1 Global Alliance, Inc reserves the right to discontinue or alter the terms of this program, including but not limited to, the participation of affiliates and the contribution percentages without prior notice or consent of the affiliate.


17. Non-Exclusive.
This is a non-exclusive agreement as to 1Global Alliance, Inc. and Affiliate. Both parties may enter into similar agreements with other parties.


18. Fraud.
1 Global Alliance, Inc. also retains the right to review all commissions for possible fraud. Any incidence of fraud constitutes a breach of this Agreement, and 1 Global Alliance, Inc. retains full authority to terminate this Agreement immediately.


19. Attorneys Fees.
The parties shall each bear their own attorney's fees and other expenses incurred as a result of the dispute to which this Agreement relates.
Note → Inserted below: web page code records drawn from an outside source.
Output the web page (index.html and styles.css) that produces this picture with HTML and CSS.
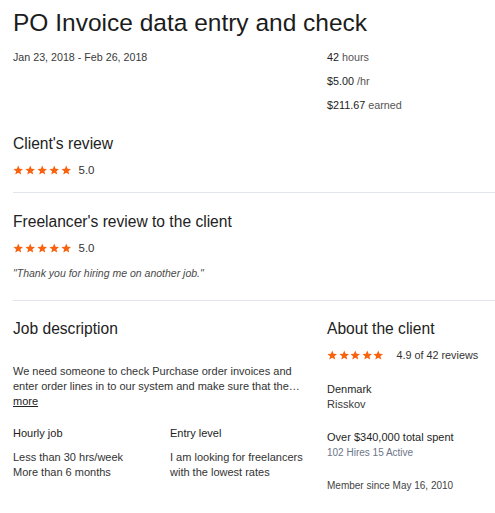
FILE: index.html
```html
<!DOCTYPE html>
<html>
<head>
<meta charset="utf-8">
<link rel="stylesheet" href="styles.css">
</head>
<body>
<svg width="0" height="0" class="defs">
  <defs>
    <symbol id="star" viewBox="0 0 24 24">
      <path d="M12 1L15.06 8.29L22.94 8.95L16.95 14.11L18.76 21.8L12 17.7L5.24 21.8L7.05 14.11L1.06 8.95L8.94 8.29Z"/>
    </symbol>
  </defs>
</svg>
<main class="page">
  <h1 class="title">PO Invoice data entry and check</h1>
  <section class="top">
    <div class="dates">Jan 23, 2018 - Feb 26, 2018</div>
    <div class="stats">
      <div class="stat"><span class="num">42</span> hours</div>
      <div class="stat"><span class="num">$5.00</span> /hr</div>
      <div class="stat"><span class="num">$211.67</span> earned</div>
    </div>
  </section>

  <section class="review first">
    <h2 class="heading">Client's review</h2>
    <div class="rating">
      <span class="stars">
        <svg><use href="#star"/></svg><svg><use href="#star"/></svg><svg><use href="#star"/></svg><svg><use href="#star"/></svg><svg><use href="#star"/></svg>
      </span>
      <span class="score">5.0</span>
    </div>
  </section>

  <section class="review second">
    <h2 class="heading">Freelancer's review to the client</h2>
    <div class="rating">
      <span class="stars">
        <svg><use href="#star"/></svg><svg><use href="#star"/></svg><svg><use href="#star"/></svg><svg><use href="#star"/></svg><svg><use href="#star"/></svg>
      </span>
      <span class="score">5.0</span>
    </div>
    <p class="quote">"Thank you for hiring me on another job."</p>
  </section>

  <section class="bottom">
    <div class="job">
      <h2 class="heading">Job description</h2>
      <p class="desc">We need someone to check Purchase order invoices and enter order lines in to our system and make sure that the…<br><a class="more" href="#">more</a></p>
      <div class="facts">
        <div class="fact">
          <div class="fact-title">Hourly job</div>
          <div class="fact-text">Less than 30 hrs/week<br>More than 6 months</div>
        </div>
        <div class="fact">
          <div class="fact-title">Entry level</div>
          <div class="fact-text">I am looking for freelancers with the lowest rates</div>
        </div>
      </div>
    </div>
    <aside class="client">
      <h2 class="heading">About the client</h2>
      <div class="rating client-rating">
        <span class="stars">
          <svg><use href="#star"/></svg><svg><use href="#star"/></svg><svg><use href="#star"/></svg><svg><use href="#star"/></svg><svg><use href="#star"/></svg>
        </span>
        <span class="score">4.9 of 42 reviews</span>
      </div>
      <div class="block">
        <div class="strong">Denmark</div>
        <div class="plain">Risskov</div>
      </div>
      <div class="block">
        <div class="strong">Over $340,000 total spent</div>
        <div class="muted">102 Hires 15 Active</div>
      </div>
      <div class="member">Member since May 16, 2010</div>
    </aside>
  </section>
</main>
</body>
</html>
```

FILE: styles.css
```css
* { box-sizing: border-box; }
html, body { margin: 0; padding: 0; background: #fff; }
body {
  font-family: "Liberation Sans", Arial, sans-serif;
  color: #2f2f2f;
  font-size: 11px;
  overflow: hidden;
}
.defs { position: absolute; }
.page {
  padding: 8px 0 0 13px;
}
.title {
  margin: 0;
  font-size: 24.5px;
  line-height: 30px;
  font-weight: 400;
  color: #1c1c1c;
  white-space: nowrap;
}
.top {
  display: grid;
  grid-template-columns: 300px 1fr;
  column-gap: 14px;
  margin-top: 7px;
  padding-bottom: 17px;
}
.dates { line-height: 24px; color: #3a3a3a; font-size: 10.7px; }
.stat { line-height: 24px; color: #555; font-size: 10.8px; }
.num { color: #222; }
.heading {
  margin: 0;
  font-size: 15.6px;
  line-height: 20px;
  font-weight: 400;
  color: #222;
  white-space: nowrap;
}
.review { border-bottom: 1px solid #e2e6ea; }
.review.first { padding-bottom: 14px; }
.review.second { padding-top: 19px; padding-bottom: 19px; }
.rating {
  display: flex;
  align-items: center;
  margin-top: 8px;
  line-height: 16px;
  height: 16px;
}
.stars { display: flex; gap: 1.5px; }
.stars svg { width: 10.5px; height: 10.5px; fill: #f9620e; }
.score { margin-left: 7px; font-size: 11.5px; color: #333; }
.quote {
  margin: 9px 0 0;
  line-height: 16px;
  font-style: italic;
  color: #4a4a4a;
  font-size: 10.5px;
}
.bottom {
  display: grid;
  grid-template-columns: 300px 1fr;
  column-gap: 14px;
  padding-top: 18px;
}
.desc {
  margin: 25px 0 0;
  line-height: 15px;
  color: #333;
  width: 290px;
}
.more { color: #222; text-decoration: underline; }
.facts {
  display: grid;
  grid-template-columns: 157px 1fr;
  margin-top: 17px;
}
.fact-title { line-height: 15px; color: #222; }
.fact-text { margin-top: 9px; line-height: 14.5px; color: #333; }
.client-rating { margin-top: 8px; }
.client-rating .stars { gap: 1px; }
.client-rating .stars svg { width: 10.5px; height: 10.5px; }
.client-rating .score { margin-left: 13px; font-size: 10.8px; }
.block { margin-top: 19px; line-height: 15px; }
.block + .block { margin-top: 18px; }
.strong { color: #1f1f1f; }
.plain { color: #3a3a3a; }
.muted { color: #6d7689; font-size: 10px; }
.member { margin-top: 18px; font-size: 10px; line-height: 15px; color: #444; }
```
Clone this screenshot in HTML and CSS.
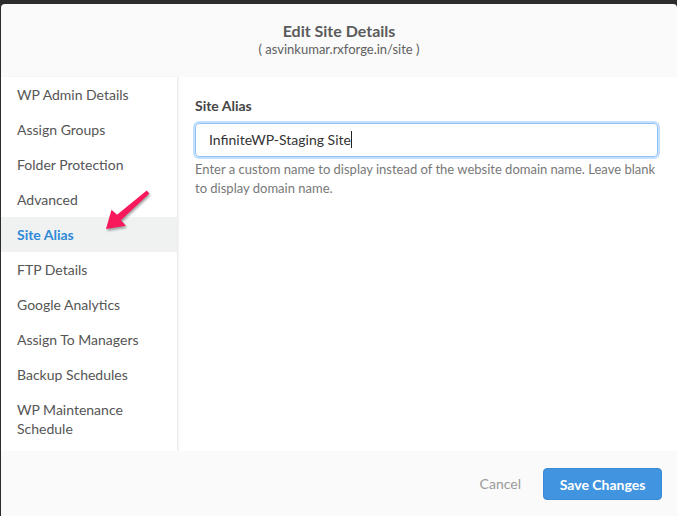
FILE: index.html
```html
<!DOCTYPE html>
<html>
	<head>
		<meta charset="UTF-8">
		<title>Edit Site Details</title>
		<link rel="stylesheet" href="styles.css">
	</head>
	<body>
		<div class="modal">
			<div class="modal-header">
				<h3 class="title">Edit Site Details</h3>
				<div class="subtitle">( asvinkumar.rxforge.in/site )</div>
			</div>
			<div class="modal-body">
				<!--left menu-->
				<ul class="side-menu">
					<li><a href="#">WP Admin Details</a></li>
					<li><a href="#">Assign Groups</a></li>
					<li><a href="#">Folder Protection</a></li>
					<li><a href="#">Advanced</a></li>
					<li class="current"><a href="#">Site Alias</a></li>
					<li><a href="#">FTP Details</a></li>
					<li><a href="#">Google Analytics</a></li>
					<li><a href="#">Assign To Managers</a></li>
					<li><a href="#">Backup Schedules</a></li>
					<li><a href="#">WP Maintenance Schedule</a></li>
				</ul>
				<!--form-->
				<div class="content">
					<label class="field-label">Site Alias</label>
					<div class="field-input">InfiniteWP-Staging Site<span class="caret"></span></div>
					<p class="help">Enter a custom name to display instead of the website domain name. Leave blank to display domain name.</p>
				</div>
			</div>
			<div class="modal-footer">
				<a href="#" class="btn-cancel">Cancel</a>
				<a href="#" class="btn-save">Save Changes</a>
			</div>
		</div>
		<!--annotation arrow-->
		<svg class="arrow" width="677" height="516" viewBox="0 0 677 516">
			<polygon points="146.7,190.5 117,214.8 111.5,209.8 106,229 126,225.8 120.9,220.3 149.4,193.5" fill="#f7195c"/>
		</svg>
	</body>
</html>
```

FILE: styles.css
```css
*{
	padding: 0;
	margin: 0;
	box-sizing: border-box;
}
html,body{
	height: 100%;
}
body{
	background-color: #2c2c2c;
	font-family: Lato, "Open Sans", sans-serif;
	overflow: hidden;
	position: relative;
}
a{
	text-decoration: none;
}
ul{
	list-style: none;
}

.modal{
	margin: 4px 0 0 1px;
	width: 676px;
	background-color: #fafafa;
	border-radius: 4px 4px 0 0;
	height: 512px;
	display: flex;
	flex-direction: column;
}

.modal-header{
	height: 73px;
	padding-top: 17px;
	text-align: center;
	color: #5b5b5b;
}
.modal-header .title{
	font-size: 16px;
	font-weight: 700;
	line-height: 20px;
}
.modal-header .subtitle{
	font-size: 13px;
	line-height: 16px;
	color: #606060;
}

.modal-body{
	display: flex;
	height: 374px;
	background-color: #fff;
}

.side-menu{
	width: 177px;
	background-color: #fff;
	border-right: 1px solid #ececec;
	box-shadow: 1px 0 2px rgba(0,0,0,0.05);
}
.side-menu li a{
	display: block;
	padding: 8px 16px;
	line-height: 19px;
	font-size: 14px;
	color: #555;
}
.side-menu li.current{
	background-color: #f0f1f1;
}
.side-menu li.current a{
	color: #2e8ad8;
	font-weight: 700;
}

.content{
	flex: 1;
	padding: 20px 19px 0 17px;
}
.field-label{
	display: block;
	font-size: 14px;
	font-weight: 700;
	line-height: 18px;
	color: #454545;
	margin-bottom: 8px;
}
.field-input{
	height: 34px;
	border: 1px solid #8dc0f5;
	border-radius: 4px;
	box-shadow: 0 0 0 2px #c6e0fb;
	padding: 0 13px;
	font-size: 14px;
	line-height: 32px;
	color: #333;
}
.caret{
	display: inline-block;
	width: 1px;
	height: 17px;
	background-color: #222;
	vertical-align: -3px;
}
.help{
	margin-top: 3px;
	font-size: 13px;
	line-height: 19px;
	color: #787878;
}

.modal-footer{
	flex: 1;
	display: flex;
	justify-content: flex-end;
	align-items: flex-start;
	padding: 17px 15px 0 0;
	background-color: #fafafa;
}
.btn-cancel{
	font-size: 14px;
	line-height: 32px;
	color: #9a9a9a;
	margin-right: 22px;
}
.btn-save{
	display: block;
	width: 119px;
	height: 32px;
	line-height: 32px;
	text-align: center;
	background-color: #4195e0;
	border: 1px solid #3a8bd6;
	border-radius: 4px;
	color: #fff;
	font-size: 14px;
	font-weight: 700;
}

.arrow{
	position: absolute;
	left: 0;
	top: 0;
	filter: drop-shadow(1px 2px 1px rgba(0,0,0,0.35));
	pointer-events: none;
}
```
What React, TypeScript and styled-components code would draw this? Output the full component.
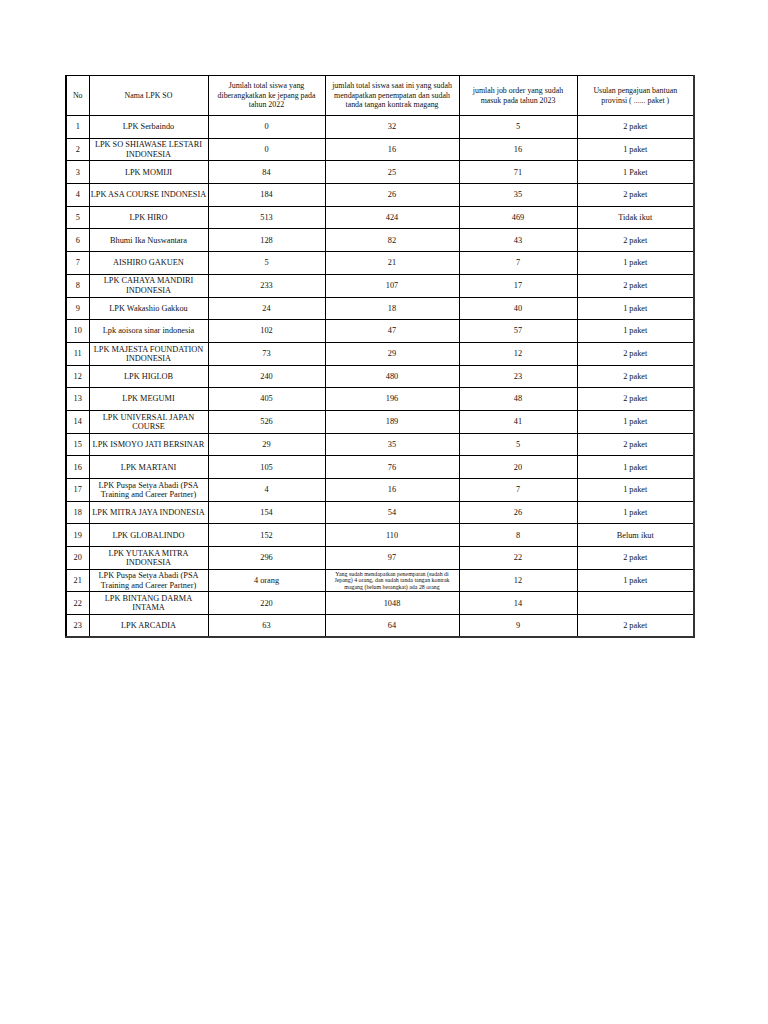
import styled, { createGlobalStyle } from 'styled-components';

interface Row {
  no: number;
  name: string;
  sent: string;
  placed: string;
  jobs: string;
  proposal: string;
  smallPlaced?: boolean;
}

const rows: Row[] = [
  { no: 1, name: 'LPK Serbaindo', sent: '0', placed: '32', jobs: '5', proposal: '2 paket' },
  { no: 2, name: 'LPK SO SHIAWASE LESTARI INDONESIA', sent: '0', placed: '16', jobs: '16', proposal: '1 paket' },
  { no: 3, name: 'LPK MOMIJI', sent: '84', placed: '25', jobs: '71', proposal: '1 Paket' },
  { no: 4, name: 'LPK ASA COURSE INDONESIA', sent: '184', placed: '26', jobs: '35', proposal: '2 paket' },
  { no: 5, name: 'LPK HIRO', sent: '513', placed: '424', jobs: '469', proposal: 'Tidak ikut' },
  { no: 6, name: 'Bhumi Ika Nuswantara', sent: '128', placed: '82', jobs: '43', proposal: '2 paket' },
  { no: 7, name: 'AISHIRO GAKUEN', sent: '5', placed: '21', jobs: '7', proposal: '1 paket' },
  { no: 8, name: 'LPK CAHAYA MANDIRI INDONESIA', sent: '233', placed: '107', jobs: '17', proposal: '2 paket' },
  { no: 9, name: 'LPK Wakashio Gakkou', sent: '24', placed: '18', jobs: '40', proposal: '1 paket' },
  { no: 10, name: 'Lpk aoisora sinar indonesia', sent: '102', placed: '47', jobs: '57', proposal: '1 paket' },
  { no: 11, name: 'LPK MAJESTA FOUNDATION INDONESIA', sent: '73', placed: '29', jobs: '12', proposal: '2 paket' },
  { no: 12, name: 'LPK HIGLOB', sent: '240', placed: '480', jobs: '23', proposal: '2 paket' },
  { no: 13, name: 'LPK MEGUMI', sent: '405', placed: '196', jobs: '48', proposal: '2 paket' },
  { no: 14, name: 'LPK UNIVERSAL JAPAN COURSE', sent: '526', placed: '189', jobs: '41', proposal: '1 paket' },
  { no: 15, name: 'LPK ISMOYO JATI BERSINAR', sent: '29', placed: '35', jobs: '5', proposal: '2 paket' },
  { no: 16, name: 'LPK MARTANI', sent: '105', placed: '76', jobs: '20', proposal: '1 paket' },
  { no: 17, name: 'LPK Puspa Setya Abadi (PSA Training and Career Partner)', sent: '4', placed: '16', jobs: '7', proposal: '1 paket' },
  { no: 18, name: 'LPK MITRA JAYA INDONESIA', sent: '154', placed: '54', jobs: '26', proposal: '1 paket' },
  { no: 19, name: 'LPK GLOBALINDO', sent: '152', placed: '110', jobs: '8', proposal: 'Belum ikut' },
  { no: 20, name: 'LPK YUTAKA MITRA INDONESIA', sent: '296', placed: '97', jobs: '22', proposal: '2 paket' },
  {
    no: 21,
    name: 'LPK Puspa Setya Abadi (PSA Training and Career Partner)',
    sent: '4 orang',
    placed:
      'Yang sudah mendapatkan penempatan (sudah di Jepang) 4 orang, dan sudah tanda tangan kontrak magang (belum berangkat) ada 28 orang',
    jobs: '12',
    proposal: '1 paket',
    smallPlaced: true,
  },
  { no: 22, name: 'LPK BINTANG DARMA INTAMA', sent: '220', placed: '1048', jobs: '14', proposal: '' },
  { no: 23, name: 'LPK ARCADIA', sent: '63', placed: '64', jobs: '9', proposal: '2 paket' },
];

const GlobalStyle = createGlobalStyle`
  html, body {
    margin: 0;
    padding: 0;
    background: #ffffff;
  }
  body {
    font-family: "Liberation Serif", "Times New Roman", serif;
    color: #111111;
  }
`;

const Page = styled.div`
  width: 768px;
  height: 1024px;
  padding: 75px 0 0 65px;
  box-sizing: border-box;
`;

const Sheet = styled.table`
  width: 628px;
  border-collapse: collapse;
  table-layout: fixed;
  border-top: 1px solid #000;
  border-left: 2px solid #000;
  border-right: 2px solid #333;
  border-bottom: 2px solid #333;
`;

const Col = styled.col<{ $w: number }>`
  width: ${({ $w }) => $w}px;
`;

const HeadCell = styled.th<{ $pad?: number }>`
  height: 39px;
  padding: 0 ${({ $pad }) => $pad ?? 9}px;
  border: 1px solid #000;
  font-size: 7.9px;
  line-height: 9.6px;
  font-weight: normal;
  text-align: center;
  vertical-align: middle;
`;

const Cell = styled.td<{ $small?: boolean }>`
  height: 22.7px;
  padding: ${({ $small }) => ($small ? '0 4px' : '0 1px')};
  border: 1px solid #000;
  font-size: ${({ $small }) => ($small ? '5.9px' : '8.3px')};
  line-height: ${({ $small }) => ($small ? '6.4px' : '9.2px')};
  text-align: center;
  vertical-align: middle;
  box-sizing: border-box;
  overflow: hidden;
`;

function App() {
  return (
    <>
      <GlobalStyle />
      <Page>
        <Sheet>
          <colgroup>
            <Col $w={23} />
            <Col $w={119} />
            <Col $w={117} />
            <Col $w={134} />
            <Col $w={118} />
            <Col $w={117} />
          </colgroup>
          <thead>
            <tr>
              <HeadCell $pad={1}>No</HeadCell>
              <HeadCell>Nama LPK SO</HeadCell>
              <HeadCell $pad={6}>Jumlah total siswa yang diberangkatkan ke jepang pada tahun 2022</HeadCell>
              <HeadCell $pad={2}>
                jumlah total siswa saat ini yang sudah mendapatkan penempatan dan sudah tanda tangan kontrak
                magang
              </HeadCell>
              <HeadCell>jumlah job order yang sudah masuk pada tahun 2023</HeadCell>
              <HeadCell>Usulan pengajuan bantuan provinsi ( ...... paket )</HeadCell>
            </tr>
          </thead>
          <tbody>
            {rows.map((row) => (
              <tr key={row.no}>
                <Cell>{row.no}</Cell>
                <Cell>{row.name}</Cell>
                <Cell>{row.sent}</Cell>
                <Cell $small={row.smallPlaced}>{row.placed}</Cell>
                <Cell>{row.jobs}</Cell>
                <Cell>{row.proposal}</Cell>
              </tr>
            ))}
          </tbody>
        </Sheet>
      </Page>
    </>
  );
}

export default App;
If any legal action is commenced to interpret, enforce, or recover damages for the breach of any term of this Agreement, the prevailing party shall be entitled to recover reasonable attorney's fees incurred in connection with that action, in addition to costs of suit.


20. Entire Agreement.
This Agreement contains the entire understanding between the parties concerning the settlement of this dispute. Any and all prior negotiations that are not contained in this Agreement are superseded and of no force or effect.


21.Severability.
If any provision of this Agreement is determined to be invalid or unenforceable, the remainder shall be construed and enforced so as to best effectuate the intention of the parties at the time this Agreement was entered into.


22. No Oral Modifications.
Except as otherwise stated hereinabove, this Agreement may not be orally superseded, modified, or amended. No waiver, modification, or amendment shall be valid unless signed by all parties.